I should point out that I am one of those writers who has benefitted from (and so experienced first-hand) a creative writing MA; the one at Bath Spa, in actual fact. I prefer not to think of myself as a ‘product’ of that institution, as many prefer to insinuate that writers who come out of a CWMA are moulded, coached, and spat out onto Orange longlists or the shelves at Tesco. Nobody is a ‘product’ of their creative MA. The students may have learned to cut clauses, to change narrator, to explore character motives more thoroughly (or indeed to leave a little more for the reader to work out), but that comes from a nurturing, critical environment, not from an attempt to create a production line of Model-T novels.
A skip through the ARC anthology sees a wide range of styles, topics, genres, environments, ambitions and ideas. Sure, there are disappointing trends (the first-person-present-tense narrative is a fad, the adoptees of this perspective convinced that it suggests immediacy and swagger, in the same way the Coldplay-duped 8/4 drum signature in pop music now seems to fabricate the emotive anthem). But trends are about taste, sometimes market-driven, sometimes artistically formulated. What you will not see is a ‘creative writing novel’.
In ARC – to pluck just a few – are some novel extracts one could easily imagine the completed form of which going on to find success with a publisher. Hannah Ballinger’s comic crime thriller set in the West Country has a particularly distinctive voice and vocal confidence; Jessica Sarah Rose Cook’s Adulstescence (although infuriatingly in first-person-present-tense narrative) has a wonderfully off-centre premise that suggests a dark urban fairy tale; Amanda Dixie’s Follow the Line of Dance (although being a first-person-present-tense narrative) is an ambitious literary novel that uses several plot strands to span a century-long narrative; Sophie McGovern’s magical fantasy, (House of Mirrors) is a tantalisingly short glimpse into a novel that promises to be a powerful metaphor for modern life; Hadiza Isma El-Rufai’s The Orphanage is a tale of international child-trafficking; Victoria Finlay offers an extract from her fictitious history of a year in the life of Carlo Goldoni, the eighteenth century Venetian playwright; there is a novel set in Persia at the outbreak of the First World War, a novel set on Uranus, one about a single-handed yachting venture in the Irish Sea, one set in the aftermath of the Kobe earthquake.

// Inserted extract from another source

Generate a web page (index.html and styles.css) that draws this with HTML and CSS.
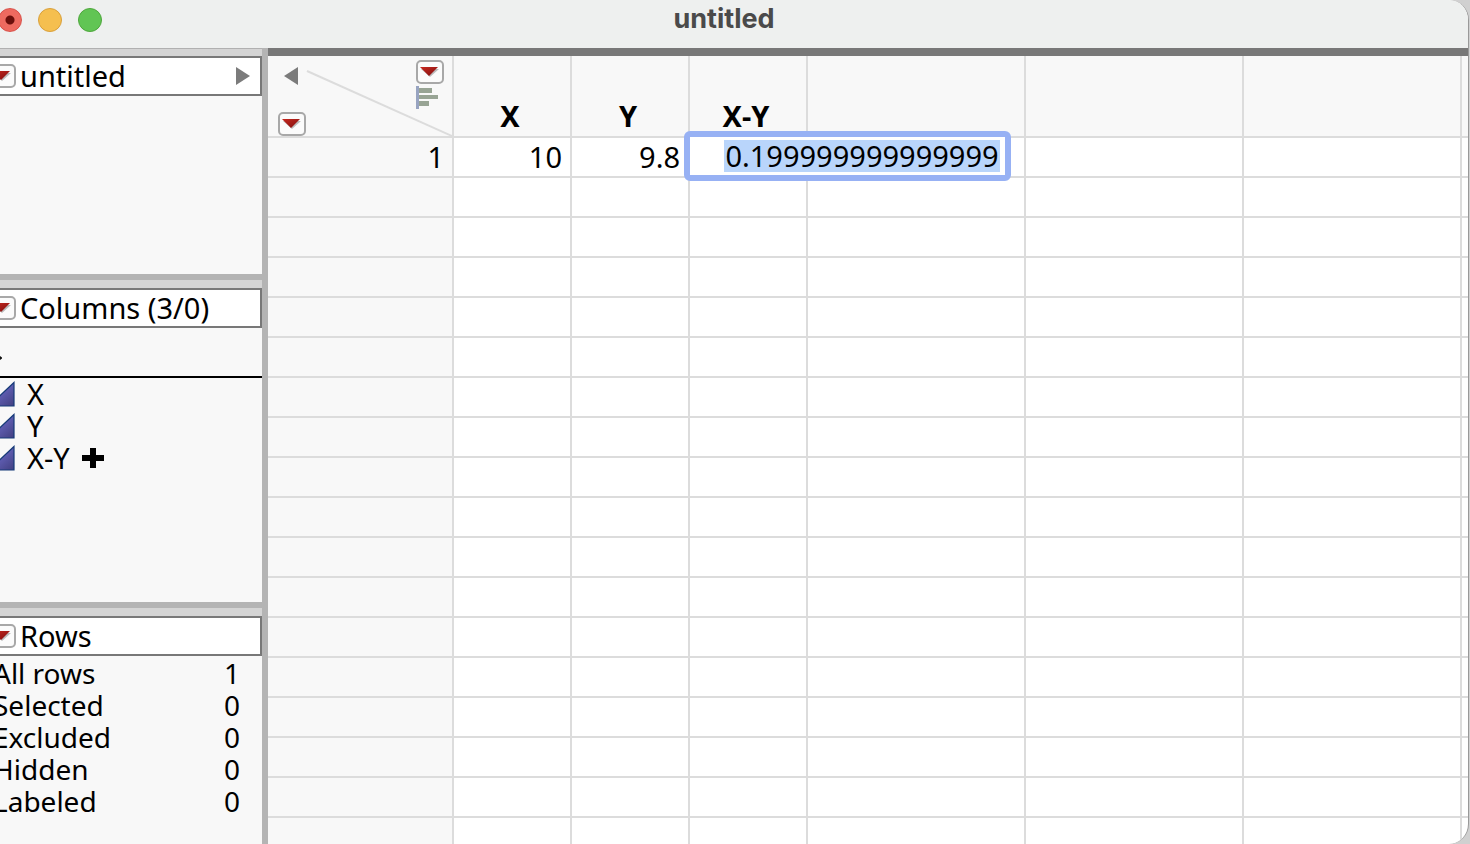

I could easily go on. The quality of writing is high – but of course that has very little to do with whether the reading public ever get the opportunity to see these novels finished and in print.

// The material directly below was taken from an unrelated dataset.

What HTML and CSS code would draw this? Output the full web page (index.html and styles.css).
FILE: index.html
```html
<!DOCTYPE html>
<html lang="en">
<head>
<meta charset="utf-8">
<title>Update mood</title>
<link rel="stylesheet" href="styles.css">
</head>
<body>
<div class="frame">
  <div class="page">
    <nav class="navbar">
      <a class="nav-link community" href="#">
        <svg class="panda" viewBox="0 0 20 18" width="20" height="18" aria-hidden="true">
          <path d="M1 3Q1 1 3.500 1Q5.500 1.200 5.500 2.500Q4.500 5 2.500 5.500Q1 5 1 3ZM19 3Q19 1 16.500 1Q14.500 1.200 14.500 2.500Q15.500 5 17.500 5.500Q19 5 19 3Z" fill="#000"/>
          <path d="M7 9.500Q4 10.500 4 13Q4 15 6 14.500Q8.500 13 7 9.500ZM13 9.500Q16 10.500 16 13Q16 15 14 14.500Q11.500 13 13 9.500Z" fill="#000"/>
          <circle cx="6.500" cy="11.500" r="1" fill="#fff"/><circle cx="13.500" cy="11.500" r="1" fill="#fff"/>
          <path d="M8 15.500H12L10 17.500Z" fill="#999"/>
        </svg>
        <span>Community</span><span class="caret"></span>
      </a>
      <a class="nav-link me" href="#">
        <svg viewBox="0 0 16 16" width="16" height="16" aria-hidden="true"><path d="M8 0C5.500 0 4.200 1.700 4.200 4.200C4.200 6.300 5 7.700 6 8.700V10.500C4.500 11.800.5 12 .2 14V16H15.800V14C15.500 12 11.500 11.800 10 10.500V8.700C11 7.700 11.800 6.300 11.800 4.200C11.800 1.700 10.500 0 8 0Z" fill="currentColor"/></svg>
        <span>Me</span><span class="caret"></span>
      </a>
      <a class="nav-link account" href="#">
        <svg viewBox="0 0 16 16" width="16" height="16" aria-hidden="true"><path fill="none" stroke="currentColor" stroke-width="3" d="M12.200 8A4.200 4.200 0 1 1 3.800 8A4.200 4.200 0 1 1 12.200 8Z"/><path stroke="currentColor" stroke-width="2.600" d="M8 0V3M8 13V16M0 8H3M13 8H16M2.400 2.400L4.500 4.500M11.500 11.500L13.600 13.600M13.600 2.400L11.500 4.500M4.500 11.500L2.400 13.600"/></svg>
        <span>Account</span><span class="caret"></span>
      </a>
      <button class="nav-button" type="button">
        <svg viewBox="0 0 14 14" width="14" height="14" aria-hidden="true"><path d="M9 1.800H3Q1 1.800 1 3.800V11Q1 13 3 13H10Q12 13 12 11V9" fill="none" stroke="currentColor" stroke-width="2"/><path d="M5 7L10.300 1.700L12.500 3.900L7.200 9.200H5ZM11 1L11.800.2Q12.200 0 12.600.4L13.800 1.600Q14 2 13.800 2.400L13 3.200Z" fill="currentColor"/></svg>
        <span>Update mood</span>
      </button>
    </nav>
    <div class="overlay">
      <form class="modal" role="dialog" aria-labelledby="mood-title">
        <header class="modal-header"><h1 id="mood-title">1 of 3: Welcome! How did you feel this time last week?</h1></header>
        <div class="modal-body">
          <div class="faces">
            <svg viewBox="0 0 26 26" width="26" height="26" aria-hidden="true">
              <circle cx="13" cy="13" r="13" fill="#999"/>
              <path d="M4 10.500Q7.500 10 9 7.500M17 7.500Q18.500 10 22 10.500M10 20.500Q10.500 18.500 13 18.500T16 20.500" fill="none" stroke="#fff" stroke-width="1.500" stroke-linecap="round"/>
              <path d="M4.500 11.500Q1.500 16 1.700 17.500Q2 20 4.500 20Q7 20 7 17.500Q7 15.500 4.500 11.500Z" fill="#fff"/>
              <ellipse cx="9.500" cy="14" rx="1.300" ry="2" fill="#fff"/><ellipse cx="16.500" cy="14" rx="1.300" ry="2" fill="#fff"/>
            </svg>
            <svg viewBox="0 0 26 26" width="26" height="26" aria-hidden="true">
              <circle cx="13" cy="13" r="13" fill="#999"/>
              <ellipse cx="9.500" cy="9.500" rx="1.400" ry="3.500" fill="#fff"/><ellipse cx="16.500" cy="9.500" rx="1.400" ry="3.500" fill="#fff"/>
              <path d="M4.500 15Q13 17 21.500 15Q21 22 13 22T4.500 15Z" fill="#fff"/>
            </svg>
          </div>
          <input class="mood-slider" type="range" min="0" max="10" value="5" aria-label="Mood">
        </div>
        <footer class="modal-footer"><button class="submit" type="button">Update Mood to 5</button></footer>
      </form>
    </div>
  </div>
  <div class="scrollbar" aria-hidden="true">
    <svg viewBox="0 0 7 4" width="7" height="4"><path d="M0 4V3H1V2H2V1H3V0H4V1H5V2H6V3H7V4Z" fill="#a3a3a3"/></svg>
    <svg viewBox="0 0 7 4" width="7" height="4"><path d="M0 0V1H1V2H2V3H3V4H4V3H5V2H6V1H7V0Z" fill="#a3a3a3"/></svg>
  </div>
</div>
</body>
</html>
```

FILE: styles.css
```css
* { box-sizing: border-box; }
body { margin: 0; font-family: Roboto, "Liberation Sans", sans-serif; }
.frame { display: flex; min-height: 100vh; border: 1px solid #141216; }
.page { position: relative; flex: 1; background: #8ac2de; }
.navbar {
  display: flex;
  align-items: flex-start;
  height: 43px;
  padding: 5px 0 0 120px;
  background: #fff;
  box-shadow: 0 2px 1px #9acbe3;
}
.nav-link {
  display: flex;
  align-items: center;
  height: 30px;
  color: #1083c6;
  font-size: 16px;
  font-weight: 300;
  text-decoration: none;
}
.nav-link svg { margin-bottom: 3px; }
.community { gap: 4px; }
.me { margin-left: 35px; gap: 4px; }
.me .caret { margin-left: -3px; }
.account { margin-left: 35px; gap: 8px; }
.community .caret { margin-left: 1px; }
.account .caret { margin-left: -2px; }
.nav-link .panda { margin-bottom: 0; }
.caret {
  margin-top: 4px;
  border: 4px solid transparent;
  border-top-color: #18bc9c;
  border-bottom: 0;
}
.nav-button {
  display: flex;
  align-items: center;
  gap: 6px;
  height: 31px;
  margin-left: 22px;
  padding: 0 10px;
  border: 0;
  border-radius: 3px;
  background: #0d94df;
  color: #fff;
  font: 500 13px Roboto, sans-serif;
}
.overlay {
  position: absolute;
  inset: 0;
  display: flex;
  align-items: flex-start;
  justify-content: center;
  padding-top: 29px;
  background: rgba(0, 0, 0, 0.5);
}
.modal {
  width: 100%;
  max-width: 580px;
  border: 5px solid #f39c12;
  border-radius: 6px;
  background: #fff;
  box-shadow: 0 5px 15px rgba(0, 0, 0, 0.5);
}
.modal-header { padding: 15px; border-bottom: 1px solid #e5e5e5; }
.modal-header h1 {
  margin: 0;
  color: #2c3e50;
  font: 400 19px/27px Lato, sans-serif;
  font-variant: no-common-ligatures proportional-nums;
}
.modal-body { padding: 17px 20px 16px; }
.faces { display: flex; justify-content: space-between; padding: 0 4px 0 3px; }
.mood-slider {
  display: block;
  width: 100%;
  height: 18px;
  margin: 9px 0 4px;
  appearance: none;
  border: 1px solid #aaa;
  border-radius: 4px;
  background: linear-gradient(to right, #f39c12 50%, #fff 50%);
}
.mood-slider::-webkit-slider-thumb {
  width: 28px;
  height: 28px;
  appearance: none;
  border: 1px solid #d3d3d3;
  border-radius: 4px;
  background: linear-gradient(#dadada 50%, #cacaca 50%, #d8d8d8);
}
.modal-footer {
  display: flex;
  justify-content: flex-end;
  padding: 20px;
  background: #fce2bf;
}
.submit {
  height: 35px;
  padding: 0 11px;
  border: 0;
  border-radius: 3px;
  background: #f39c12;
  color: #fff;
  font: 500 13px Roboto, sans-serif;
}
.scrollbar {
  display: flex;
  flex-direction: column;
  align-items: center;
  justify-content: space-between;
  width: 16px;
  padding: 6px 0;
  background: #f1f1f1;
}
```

As an alumnus of the creative writing MA at Bath Spa, and now as a teacher, I encourage students whom I think are right for it to move heaven or earth to get on the course. The reason I do this is because I see courses such as the one at Bath Spa as the next stage for young writers trying to find their feet, trying to find their people. And without these courses many important writers could just get lost in a dreary landscape of call centres and anti-intellectual political manoeuvrings.
As Samantha Harvey says in her foreword to ARC, when she decided to do the MA several years ago it was so she could ‘take my own writing seriously. It’s hard to do this when unpublished, isolated from anybody else in your line of work and surrounded by people whose most loving hopes for you are that you should give up and get a job that pays.’ Well, a major function of an MA like the one at Bath Spa is to instil legitimacy in the mind of the writer. Make no bones about it; this is not an outreach programme, the standards for acceptance to this course is extremely high, and the workload extremely testing. Vindication comes from a recognition of the varying levels of raw talent that can take advantage of peer-reviewed work, of an environment that unashamedly encourages in an individual the exploration of the creative voice (don’t worry – you’ll be the first to be told when something is not working). It is about creating a critical environment in which the best new writers in the country can better themselves. That is not ‘teaching writing’, no more than The Inklings taught each other, or the Bloomsbury Lot. In many ways such courses are carrying on the traditions of such gatherings. To be a member you need talent, you need to be accepted, you need money, you need ambition, ego, self-confidence, and perhaps even a sense of how you see your career.
And here the industry creeps in once more. The best courses do provide lines of communication with the top agencies and publishers. And here we see, perhaps, a widely-resented new format for the publishing industry. Just as agents recently took on the role of editors (in the traditional framework), so the CWMA has taken the role (almost) of slushpile intern. Those accepted onto the course are the ones naturally graduating from the ‘slushpile’ of the applications.
A visiting agent during my time at Bath Spa advised the congregated students to always put acceptance, participation and graduation from a prestigious creative writing MAs in the first line of any cover letter to any agent or publisher to whom you may submit a manuscript. The entrance standards to these courses are now widely accepted as warranting at least a glance at the novel in hand. What MA courses do is provide a new layer to the sifting processes of publishers. But the MA is also providing an invaluable development for writers that few would ever have had just talking to an editor or an agent. On the MA everywhere you turn is another writer, battling with problems, wrestling with perspectives and plot points. In this year’s ARC will be some of tomorrow’s published writers, but there are also life-long friends, those to whom one will turn for decades to come when encountering a structural problem or needing a second opinion of the success of a dangerous perspective-shift. MA groups invariably carry on for some beyond the classroom walls. And it is from this continuance of strength-in-numbers that literature will truly benefit.